• _Task data_:
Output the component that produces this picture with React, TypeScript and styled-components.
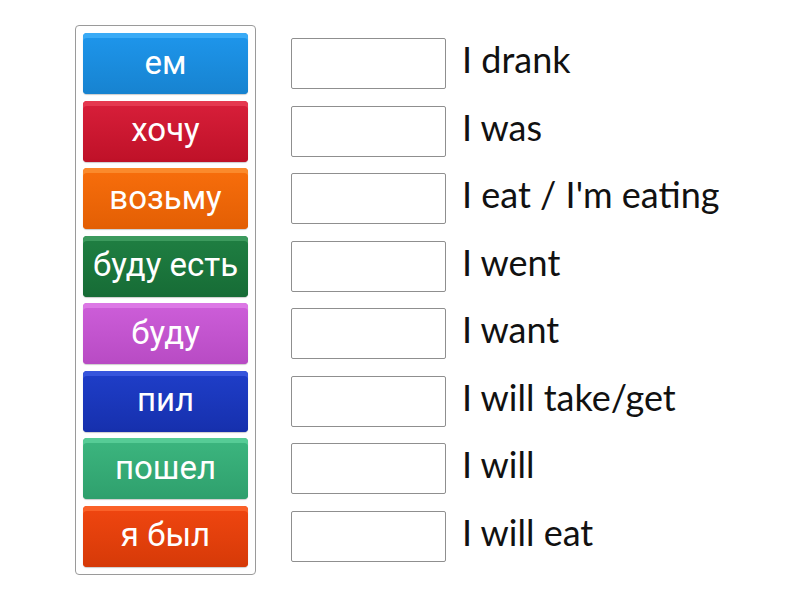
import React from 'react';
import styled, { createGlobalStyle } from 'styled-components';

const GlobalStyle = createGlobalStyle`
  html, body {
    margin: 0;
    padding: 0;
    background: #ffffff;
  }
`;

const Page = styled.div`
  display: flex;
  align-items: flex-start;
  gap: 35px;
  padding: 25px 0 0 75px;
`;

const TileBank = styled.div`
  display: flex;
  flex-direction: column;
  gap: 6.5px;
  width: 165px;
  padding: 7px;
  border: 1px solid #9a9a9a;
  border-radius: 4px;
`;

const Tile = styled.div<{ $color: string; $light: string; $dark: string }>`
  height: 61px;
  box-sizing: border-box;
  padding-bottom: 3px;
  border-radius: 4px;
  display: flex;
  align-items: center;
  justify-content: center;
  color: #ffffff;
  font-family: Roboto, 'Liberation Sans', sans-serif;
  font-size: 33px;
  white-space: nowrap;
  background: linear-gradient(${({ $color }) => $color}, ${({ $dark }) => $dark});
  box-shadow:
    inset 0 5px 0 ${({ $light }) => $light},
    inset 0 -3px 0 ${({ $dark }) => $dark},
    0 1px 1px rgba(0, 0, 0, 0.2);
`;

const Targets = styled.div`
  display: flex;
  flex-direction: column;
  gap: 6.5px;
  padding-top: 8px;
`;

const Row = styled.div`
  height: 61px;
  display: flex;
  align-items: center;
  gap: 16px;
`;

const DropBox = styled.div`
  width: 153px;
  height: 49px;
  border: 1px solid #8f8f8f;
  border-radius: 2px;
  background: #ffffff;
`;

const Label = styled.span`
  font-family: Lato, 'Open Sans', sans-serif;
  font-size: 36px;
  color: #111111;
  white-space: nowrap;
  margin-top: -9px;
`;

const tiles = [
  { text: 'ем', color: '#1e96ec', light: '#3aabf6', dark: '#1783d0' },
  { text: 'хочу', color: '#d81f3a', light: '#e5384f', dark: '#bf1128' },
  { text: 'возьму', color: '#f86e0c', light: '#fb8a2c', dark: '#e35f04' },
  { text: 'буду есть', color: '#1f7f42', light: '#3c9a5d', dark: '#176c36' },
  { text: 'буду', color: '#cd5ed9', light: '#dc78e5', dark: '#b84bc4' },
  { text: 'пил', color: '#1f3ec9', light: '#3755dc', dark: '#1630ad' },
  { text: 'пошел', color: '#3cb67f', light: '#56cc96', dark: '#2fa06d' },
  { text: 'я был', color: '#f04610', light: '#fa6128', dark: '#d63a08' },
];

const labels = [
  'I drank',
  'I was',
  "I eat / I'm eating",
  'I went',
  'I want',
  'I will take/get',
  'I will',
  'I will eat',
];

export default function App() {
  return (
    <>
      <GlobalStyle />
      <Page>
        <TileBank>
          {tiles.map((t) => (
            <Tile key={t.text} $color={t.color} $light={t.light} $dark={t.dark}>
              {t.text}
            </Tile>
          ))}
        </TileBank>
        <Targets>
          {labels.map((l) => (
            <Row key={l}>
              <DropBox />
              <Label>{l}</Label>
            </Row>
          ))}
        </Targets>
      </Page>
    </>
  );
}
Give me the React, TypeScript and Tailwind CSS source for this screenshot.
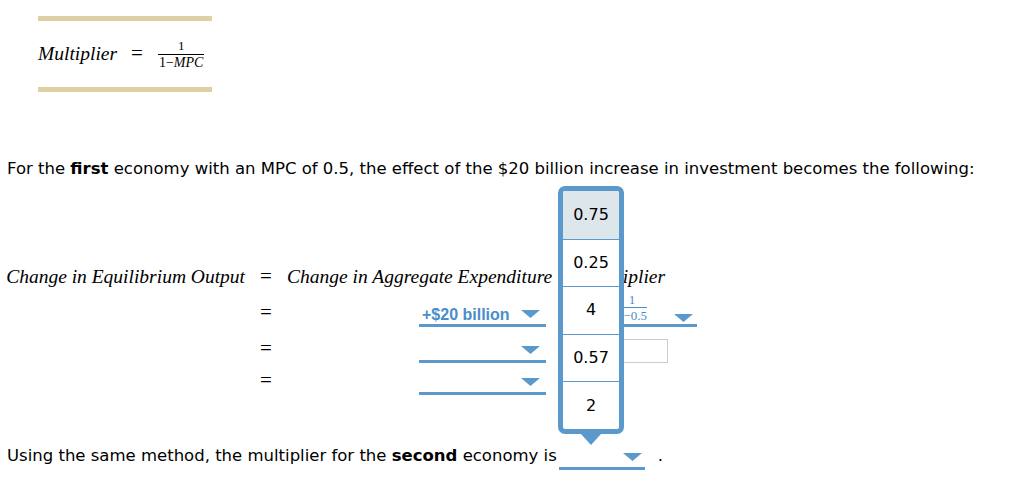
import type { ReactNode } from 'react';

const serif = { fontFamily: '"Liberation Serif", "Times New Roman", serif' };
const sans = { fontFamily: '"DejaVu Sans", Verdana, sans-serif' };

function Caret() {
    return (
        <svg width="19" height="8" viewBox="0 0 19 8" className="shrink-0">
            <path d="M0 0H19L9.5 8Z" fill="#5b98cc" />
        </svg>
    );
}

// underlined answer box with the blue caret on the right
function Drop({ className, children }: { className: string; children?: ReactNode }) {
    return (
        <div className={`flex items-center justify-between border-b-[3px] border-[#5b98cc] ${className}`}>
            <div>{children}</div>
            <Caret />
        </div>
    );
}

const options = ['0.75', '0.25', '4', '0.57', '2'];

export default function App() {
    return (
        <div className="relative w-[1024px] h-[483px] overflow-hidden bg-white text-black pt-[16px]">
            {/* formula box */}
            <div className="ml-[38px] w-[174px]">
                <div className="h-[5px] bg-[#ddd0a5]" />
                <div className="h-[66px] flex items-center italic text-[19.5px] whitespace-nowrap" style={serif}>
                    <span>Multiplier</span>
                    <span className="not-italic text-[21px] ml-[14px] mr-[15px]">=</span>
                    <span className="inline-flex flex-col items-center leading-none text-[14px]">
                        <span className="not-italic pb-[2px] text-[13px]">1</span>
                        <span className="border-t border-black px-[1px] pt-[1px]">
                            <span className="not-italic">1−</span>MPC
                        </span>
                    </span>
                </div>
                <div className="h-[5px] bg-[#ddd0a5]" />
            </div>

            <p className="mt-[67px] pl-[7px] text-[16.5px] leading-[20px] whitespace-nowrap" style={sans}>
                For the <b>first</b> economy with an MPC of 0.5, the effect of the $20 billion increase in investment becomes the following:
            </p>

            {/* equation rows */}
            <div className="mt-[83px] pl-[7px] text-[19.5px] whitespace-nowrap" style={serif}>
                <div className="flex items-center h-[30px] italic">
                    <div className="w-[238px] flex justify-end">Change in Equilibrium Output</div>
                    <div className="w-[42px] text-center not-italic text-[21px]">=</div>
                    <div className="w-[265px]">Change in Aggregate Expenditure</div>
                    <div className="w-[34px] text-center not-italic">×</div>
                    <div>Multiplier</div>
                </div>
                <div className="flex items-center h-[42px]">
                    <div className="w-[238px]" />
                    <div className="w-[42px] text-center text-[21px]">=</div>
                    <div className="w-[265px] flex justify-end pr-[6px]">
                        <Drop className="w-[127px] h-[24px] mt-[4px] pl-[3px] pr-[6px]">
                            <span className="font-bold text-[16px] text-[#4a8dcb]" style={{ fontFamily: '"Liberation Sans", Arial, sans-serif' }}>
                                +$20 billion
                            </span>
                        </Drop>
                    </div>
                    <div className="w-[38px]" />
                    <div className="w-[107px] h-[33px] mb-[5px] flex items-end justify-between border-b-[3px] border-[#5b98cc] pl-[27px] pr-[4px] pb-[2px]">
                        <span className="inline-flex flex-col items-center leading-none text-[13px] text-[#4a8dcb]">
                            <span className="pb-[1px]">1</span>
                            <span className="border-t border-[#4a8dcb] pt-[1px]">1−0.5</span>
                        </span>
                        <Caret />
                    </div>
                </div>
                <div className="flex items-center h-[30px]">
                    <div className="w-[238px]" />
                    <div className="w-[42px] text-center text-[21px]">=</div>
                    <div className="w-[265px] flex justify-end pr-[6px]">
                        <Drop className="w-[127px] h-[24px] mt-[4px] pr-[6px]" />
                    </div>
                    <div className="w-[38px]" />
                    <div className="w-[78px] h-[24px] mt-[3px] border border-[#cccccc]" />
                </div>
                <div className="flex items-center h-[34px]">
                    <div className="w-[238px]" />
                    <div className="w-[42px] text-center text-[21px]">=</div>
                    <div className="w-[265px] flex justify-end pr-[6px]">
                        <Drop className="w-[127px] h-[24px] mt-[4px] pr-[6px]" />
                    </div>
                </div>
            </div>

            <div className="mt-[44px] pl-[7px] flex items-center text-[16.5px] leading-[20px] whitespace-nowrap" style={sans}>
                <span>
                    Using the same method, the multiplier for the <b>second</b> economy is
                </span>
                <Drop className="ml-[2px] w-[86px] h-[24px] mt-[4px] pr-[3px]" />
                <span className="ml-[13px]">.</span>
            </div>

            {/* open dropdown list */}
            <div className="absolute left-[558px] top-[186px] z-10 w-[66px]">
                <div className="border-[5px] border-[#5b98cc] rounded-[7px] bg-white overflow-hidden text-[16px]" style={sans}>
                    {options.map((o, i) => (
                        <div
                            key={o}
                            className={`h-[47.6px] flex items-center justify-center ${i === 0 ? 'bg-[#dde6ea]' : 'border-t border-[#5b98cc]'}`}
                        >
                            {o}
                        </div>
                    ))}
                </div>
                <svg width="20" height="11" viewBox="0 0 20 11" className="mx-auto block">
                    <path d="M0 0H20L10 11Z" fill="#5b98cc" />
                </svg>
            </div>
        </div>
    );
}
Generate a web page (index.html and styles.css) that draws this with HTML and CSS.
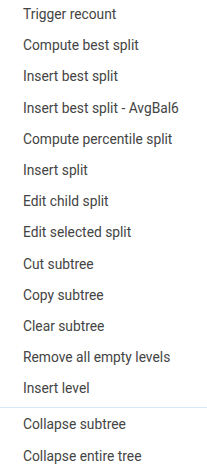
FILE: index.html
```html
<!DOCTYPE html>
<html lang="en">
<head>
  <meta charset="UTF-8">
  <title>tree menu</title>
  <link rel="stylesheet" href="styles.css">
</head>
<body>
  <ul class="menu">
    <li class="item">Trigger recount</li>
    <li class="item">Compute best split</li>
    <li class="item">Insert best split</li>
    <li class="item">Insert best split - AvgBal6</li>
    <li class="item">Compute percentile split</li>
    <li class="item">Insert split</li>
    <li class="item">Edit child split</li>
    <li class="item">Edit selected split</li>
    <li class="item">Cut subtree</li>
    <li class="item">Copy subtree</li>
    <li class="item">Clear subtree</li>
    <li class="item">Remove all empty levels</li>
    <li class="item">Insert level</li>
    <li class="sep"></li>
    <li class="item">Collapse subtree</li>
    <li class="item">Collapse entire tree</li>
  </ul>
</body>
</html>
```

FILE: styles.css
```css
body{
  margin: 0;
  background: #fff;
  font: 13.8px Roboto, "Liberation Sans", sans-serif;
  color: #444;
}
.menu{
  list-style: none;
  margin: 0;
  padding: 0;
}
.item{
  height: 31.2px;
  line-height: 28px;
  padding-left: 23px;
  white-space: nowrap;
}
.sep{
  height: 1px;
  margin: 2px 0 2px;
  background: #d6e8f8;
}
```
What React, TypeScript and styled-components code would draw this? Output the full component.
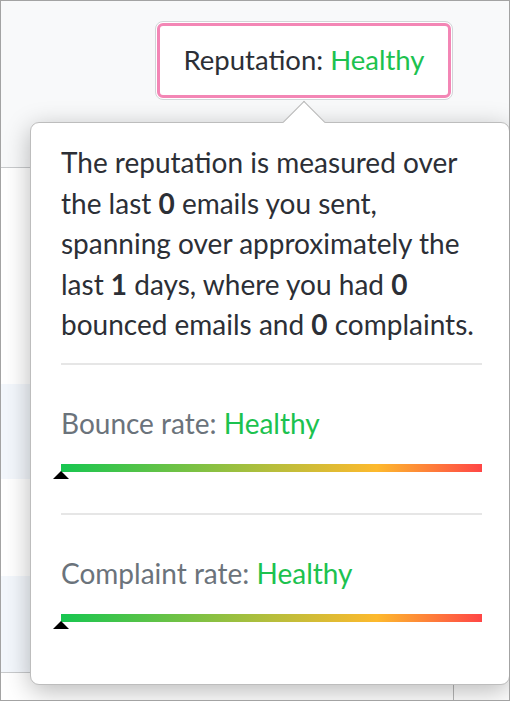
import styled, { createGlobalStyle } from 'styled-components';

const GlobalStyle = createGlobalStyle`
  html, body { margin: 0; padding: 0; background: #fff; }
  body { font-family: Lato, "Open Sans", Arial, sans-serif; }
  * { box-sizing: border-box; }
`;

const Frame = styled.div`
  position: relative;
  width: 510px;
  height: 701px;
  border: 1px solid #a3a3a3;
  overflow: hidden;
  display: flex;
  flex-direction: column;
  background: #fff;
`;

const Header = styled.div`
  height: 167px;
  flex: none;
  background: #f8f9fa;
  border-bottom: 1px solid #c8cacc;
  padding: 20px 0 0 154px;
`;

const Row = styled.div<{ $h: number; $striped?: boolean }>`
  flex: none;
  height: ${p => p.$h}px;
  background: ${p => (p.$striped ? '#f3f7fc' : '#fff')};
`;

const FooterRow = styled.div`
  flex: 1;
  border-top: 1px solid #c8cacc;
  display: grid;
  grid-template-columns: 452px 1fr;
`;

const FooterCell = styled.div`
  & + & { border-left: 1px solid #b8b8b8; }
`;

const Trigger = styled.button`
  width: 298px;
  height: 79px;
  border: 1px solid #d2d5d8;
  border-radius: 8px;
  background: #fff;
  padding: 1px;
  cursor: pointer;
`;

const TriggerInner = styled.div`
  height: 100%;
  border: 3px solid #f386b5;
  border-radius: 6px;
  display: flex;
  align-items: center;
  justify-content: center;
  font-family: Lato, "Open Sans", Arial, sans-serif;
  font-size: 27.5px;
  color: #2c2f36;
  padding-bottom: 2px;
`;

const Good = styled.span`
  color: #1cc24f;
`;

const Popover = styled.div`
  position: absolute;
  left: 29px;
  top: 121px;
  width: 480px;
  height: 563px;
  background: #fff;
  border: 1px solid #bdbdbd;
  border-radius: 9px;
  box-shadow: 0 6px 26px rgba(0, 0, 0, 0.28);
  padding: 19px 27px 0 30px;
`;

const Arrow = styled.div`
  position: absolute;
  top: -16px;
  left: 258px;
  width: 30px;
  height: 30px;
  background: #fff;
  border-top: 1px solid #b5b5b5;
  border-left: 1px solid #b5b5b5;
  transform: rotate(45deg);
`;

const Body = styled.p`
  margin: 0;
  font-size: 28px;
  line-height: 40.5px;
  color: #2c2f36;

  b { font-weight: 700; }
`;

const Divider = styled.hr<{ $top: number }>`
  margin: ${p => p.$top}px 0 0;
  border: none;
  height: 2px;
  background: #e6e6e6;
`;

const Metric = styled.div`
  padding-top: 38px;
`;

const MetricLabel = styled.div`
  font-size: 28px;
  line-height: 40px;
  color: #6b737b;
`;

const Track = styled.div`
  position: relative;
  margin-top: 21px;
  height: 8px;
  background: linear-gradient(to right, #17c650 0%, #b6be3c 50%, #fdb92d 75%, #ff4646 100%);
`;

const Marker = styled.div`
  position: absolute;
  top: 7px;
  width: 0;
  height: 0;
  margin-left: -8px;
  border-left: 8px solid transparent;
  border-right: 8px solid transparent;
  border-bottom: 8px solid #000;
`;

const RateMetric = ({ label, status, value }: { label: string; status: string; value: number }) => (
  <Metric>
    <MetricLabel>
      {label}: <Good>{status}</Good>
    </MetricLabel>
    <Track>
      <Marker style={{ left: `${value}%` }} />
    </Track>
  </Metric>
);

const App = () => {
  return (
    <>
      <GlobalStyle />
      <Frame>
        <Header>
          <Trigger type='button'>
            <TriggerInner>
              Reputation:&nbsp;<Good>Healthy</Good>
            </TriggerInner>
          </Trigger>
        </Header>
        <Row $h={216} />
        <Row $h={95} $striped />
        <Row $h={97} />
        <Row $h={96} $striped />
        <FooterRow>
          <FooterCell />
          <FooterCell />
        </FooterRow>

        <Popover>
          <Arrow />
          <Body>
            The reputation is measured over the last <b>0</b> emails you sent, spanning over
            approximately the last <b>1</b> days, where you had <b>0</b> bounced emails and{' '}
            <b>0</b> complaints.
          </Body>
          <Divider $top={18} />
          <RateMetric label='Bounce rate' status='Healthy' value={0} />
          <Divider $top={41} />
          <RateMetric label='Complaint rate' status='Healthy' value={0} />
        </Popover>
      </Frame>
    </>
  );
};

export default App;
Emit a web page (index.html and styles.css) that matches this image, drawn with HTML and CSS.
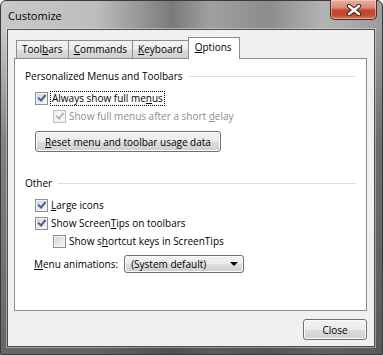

• _Request_:
Provide the number of lines in the data above that contain the string "TypeScript", and nothing else.

• _Written solution_:
3